> _The exercise_
Filter this material down to the lines that hold "index", copying each one.

(Records with interface code)
□ □ □ □ □

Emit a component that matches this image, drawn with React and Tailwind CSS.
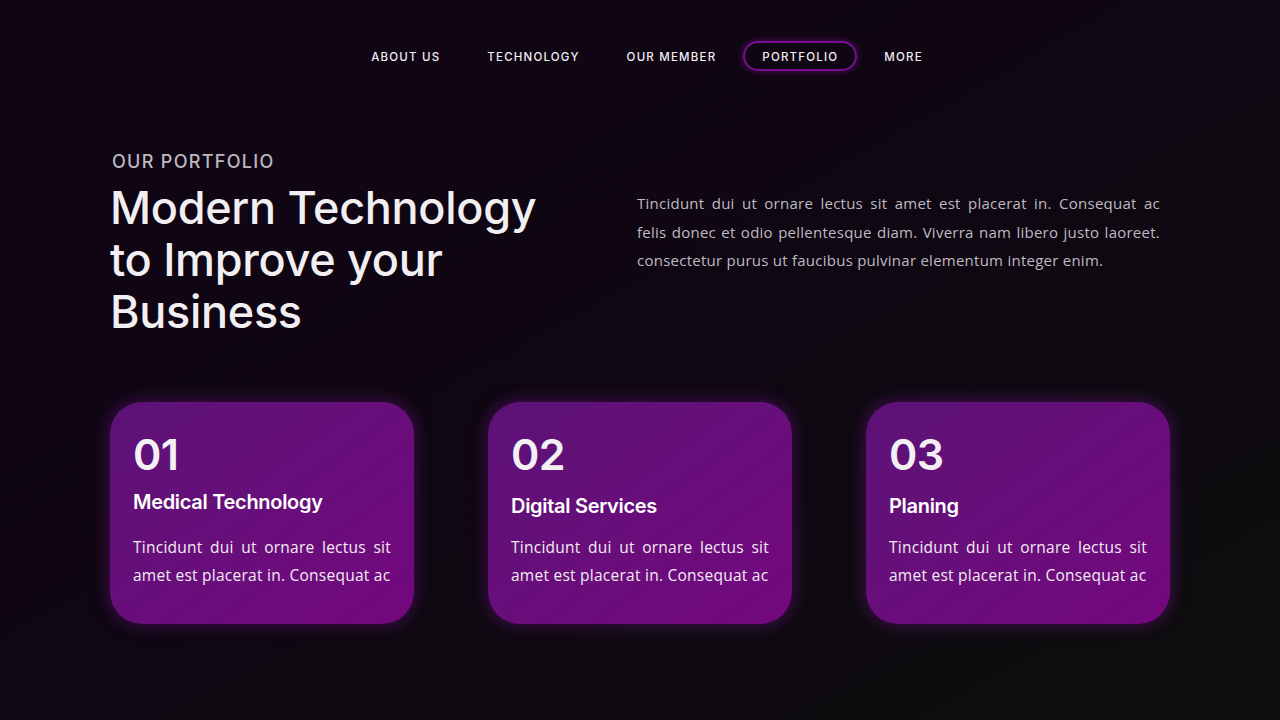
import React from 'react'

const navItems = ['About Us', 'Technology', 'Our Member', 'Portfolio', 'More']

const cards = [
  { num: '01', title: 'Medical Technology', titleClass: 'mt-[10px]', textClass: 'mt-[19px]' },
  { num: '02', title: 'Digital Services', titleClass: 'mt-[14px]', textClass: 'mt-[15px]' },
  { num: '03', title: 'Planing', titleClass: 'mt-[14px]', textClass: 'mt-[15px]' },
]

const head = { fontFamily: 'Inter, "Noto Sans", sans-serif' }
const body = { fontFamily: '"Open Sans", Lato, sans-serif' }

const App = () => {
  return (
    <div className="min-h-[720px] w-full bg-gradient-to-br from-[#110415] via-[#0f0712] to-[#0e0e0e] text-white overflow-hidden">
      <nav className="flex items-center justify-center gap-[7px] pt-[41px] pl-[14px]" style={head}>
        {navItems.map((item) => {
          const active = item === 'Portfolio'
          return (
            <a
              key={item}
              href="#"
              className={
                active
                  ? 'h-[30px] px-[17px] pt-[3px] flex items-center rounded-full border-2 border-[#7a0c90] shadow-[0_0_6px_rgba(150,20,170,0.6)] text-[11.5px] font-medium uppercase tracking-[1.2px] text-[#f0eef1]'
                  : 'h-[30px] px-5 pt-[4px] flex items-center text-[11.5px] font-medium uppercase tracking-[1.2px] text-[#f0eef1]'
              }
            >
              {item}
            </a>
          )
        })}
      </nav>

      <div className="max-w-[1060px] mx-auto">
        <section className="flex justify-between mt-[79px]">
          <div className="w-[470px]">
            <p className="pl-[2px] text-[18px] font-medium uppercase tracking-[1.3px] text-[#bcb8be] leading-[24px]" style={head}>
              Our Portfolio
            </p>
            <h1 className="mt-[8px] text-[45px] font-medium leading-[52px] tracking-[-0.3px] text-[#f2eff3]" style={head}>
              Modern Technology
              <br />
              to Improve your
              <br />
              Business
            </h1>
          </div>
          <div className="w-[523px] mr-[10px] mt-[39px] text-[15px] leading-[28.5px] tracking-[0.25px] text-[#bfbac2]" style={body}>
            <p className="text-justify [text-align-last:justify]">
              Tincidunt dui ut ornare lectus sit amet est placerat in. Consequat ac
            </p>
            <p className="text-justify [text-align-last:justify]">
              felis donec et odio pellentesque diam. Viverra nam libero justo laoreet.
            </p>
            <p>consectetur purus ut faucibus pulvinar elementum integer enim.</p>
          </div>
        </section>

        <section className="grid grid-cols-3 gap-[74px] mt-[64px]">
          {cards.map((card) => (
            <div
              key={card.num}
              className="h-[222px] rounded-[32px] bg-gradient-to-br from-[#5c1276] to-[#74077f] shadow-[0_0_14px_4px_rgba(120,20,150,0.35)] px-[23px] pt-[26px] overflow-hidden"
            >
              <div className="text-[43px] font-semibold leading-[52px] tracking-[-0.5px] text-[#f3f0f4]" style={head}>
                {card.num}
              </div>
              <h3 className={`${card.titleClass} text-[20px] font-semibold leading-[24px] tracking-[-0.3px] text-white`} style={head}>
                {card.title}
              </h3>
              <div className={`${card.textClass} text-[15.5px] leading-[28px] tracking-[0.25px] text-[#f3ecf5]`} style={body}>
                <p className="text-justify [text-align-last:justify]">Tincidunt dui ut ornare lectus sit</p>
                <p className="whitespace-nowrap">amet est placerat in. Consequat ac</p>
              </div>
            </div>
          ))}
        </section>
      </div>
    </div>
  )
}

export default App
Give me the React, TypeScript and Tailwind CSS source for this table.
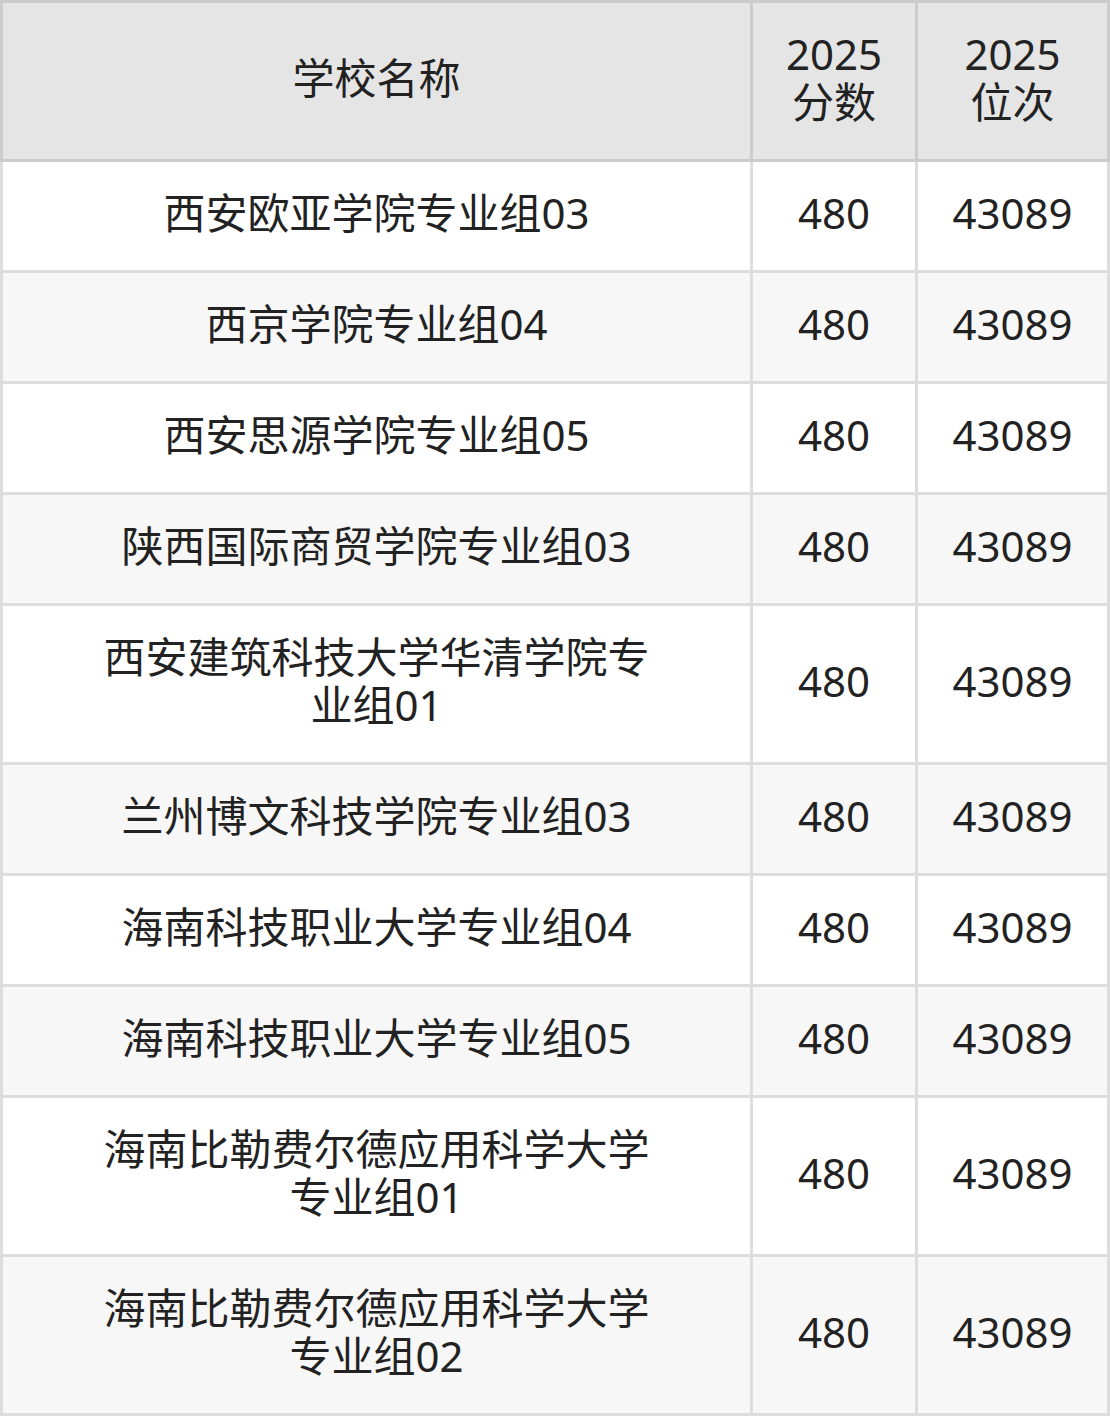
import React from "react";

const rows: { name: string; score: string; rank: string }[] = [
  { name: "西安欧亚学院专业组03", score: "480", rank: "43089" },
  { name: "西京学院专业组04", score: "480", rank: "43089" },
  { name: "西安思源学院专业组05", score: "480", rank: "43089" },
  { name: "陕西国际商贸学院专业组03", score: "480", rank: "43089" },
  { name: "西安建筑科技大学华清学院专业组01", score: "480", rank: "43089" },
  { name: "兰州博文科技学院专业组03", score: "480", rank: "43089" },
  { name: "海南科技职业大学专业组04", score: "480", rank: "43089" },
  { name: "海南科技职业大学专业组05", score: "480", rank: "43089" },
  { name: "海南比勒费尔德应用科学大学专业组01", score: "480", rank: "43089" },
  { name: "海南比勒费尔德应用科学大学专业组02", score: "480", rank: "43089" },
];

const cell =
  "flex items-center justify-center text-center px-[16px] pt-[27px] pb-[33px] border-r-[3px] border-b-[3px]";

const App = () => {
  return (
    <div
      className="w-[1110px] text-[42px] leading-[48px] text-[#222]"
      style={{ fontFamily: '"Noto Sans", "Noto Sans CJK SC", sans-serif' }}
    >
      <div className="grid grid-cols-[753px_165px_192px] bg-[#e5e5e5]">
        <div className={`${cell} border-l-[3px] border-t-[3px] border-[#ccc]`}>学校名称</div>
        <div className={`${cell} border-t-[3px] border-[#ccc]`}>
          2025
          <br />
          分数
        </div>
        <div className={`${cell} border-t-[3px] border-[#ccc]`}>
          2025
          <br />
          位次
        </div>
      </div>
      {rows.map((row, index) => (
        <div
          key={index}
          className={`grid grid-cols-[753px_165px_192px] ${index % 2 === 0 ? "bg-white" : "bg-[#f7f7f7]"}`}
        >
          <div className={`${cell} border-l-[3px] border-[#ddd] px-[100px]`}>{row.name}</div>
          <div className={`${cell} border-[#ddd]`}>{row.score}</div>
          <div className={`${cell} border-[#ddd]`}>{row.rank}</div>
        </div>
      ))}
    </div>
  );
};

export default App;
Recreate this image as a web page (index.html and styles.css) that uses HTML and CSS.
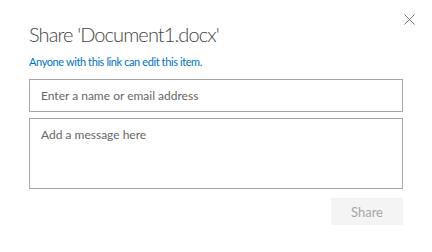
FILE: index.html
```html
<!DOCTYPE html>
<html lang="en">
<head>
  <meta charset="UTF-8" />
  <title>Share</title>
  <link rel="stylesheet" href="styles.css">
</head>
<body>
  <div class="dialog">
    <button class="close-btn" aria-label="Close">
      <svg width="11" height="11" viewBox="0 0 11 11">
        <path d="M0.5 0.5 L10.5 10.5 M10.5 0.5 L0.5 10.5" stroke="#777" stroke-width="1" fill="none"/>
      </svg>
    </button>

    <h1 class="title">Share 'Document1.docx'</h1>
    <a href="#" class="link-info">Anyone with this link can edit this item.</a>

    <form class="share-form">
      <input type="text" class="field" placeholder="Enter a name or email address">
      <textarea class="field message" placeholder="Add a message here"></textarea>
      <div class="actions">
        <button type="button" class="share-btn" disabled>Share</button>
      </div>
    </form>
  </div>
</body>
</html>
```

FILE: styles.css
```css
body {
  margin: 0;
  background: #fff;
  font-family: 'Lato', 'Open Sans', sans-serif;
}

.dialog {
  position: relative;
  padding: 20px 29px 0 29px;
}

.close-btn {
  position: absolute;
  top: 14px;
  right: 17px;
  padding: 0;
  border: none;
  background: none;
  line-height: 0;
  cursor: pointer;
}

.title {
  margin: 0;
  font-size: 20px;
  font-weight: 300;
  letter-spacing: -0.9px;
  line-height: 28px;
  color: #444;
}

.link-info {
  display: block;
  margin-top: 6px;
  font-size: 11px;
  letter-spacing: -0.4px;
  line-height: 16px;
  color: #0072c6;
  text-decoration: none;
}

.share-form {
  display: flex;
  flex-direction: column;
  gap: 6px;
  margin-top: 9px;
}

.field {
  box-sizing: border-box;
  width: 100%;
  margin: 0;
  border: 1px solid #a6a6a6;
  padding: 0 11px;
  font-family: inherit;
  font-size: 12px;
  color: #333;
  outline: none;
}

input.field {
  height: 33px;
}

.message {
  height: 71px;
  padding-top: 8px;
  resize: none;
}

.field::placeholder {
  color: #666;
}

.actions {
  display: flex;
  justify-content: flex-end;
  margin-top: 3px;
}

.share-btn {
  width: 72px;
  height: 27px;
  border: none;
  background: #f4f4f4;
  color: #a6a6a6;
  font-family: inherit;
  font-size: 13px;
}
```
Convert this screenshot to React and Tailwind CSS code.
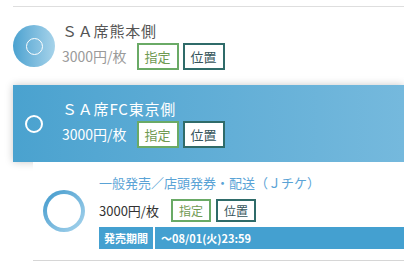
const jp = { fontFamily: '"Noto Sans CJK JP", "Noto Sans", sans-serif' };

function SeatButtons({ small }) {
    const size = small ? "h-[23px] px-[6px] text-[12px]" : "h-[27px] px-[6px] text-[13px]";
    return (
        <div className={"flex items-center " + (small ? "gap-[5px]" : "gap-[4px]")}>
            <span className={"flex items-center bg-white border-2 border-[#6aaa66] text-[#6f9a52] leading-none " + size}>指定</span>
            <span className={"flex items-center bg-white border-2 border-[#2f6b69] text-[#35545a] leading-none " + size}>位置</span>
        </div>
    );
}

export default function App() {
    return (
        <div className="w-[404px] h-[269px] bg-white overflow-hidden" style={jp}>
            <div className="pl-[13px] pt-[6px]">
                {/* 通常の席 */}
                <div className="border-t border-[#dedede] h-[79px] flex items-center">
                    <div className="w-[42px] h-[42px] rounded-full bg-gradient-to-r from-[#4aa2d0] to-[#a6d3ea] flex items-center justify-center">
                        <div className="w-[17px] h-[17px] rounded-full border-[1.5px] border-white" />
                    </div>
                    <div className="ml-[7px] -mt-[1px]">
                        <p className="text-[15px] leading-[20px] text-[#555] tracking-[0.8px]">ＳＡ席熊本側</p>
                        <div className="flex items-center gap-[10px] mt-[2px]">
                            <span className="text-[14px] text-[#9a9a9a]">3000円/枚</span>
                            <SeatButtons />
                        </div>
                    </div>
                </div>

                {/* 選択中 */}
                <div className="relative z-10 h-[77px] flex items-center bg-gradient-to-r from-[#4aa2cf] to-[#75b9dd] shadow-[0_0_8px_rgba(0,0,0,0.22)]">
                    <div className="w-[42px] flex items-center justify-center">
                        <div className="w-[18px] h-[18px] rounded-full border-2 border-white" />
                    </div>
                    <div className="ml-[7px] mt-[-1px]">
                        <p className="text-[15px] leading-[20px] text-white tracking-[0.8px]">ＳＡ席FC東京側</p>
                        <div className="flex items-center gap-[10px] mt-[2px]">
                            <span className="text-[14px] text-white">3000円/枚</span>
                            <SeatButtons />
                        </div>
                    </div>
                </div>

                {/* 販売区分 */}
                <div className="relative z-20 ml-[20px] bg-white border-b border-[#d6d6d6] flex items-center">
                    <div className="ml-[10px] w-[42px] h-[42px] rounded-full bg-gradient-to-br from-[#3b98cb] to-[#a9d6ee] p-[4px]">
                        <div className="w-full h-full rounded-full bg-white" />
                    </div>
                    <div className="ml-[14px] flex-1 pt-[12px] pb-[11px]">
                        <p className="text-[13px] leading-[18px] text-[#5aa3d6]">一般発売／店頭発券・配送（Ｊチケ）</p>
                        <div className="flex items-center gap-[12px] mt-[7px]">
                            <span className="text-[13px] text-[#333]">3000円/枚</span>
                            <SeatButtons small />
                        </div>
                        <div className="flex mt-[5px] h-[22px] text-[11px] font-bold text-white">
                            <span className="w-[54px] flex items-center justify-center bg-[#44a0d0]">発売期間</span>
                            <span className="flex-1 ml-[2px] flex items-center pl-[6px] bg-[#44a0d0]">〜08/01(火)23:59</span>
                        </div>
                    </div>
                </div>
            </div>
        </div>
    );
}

□ □ □ □ □

> _Solved problem_
      {rows.map((row, index) => (
          key={index}
          className={`grid grid-cols-[753px_165px_192px] ${index % 2 === 0 ? "bg-white" : "bg-[#f7f7f7]"}`}
Recreate this image as a web page (index.html and styles.css) that uses HTML and CSS.
FILE: index.html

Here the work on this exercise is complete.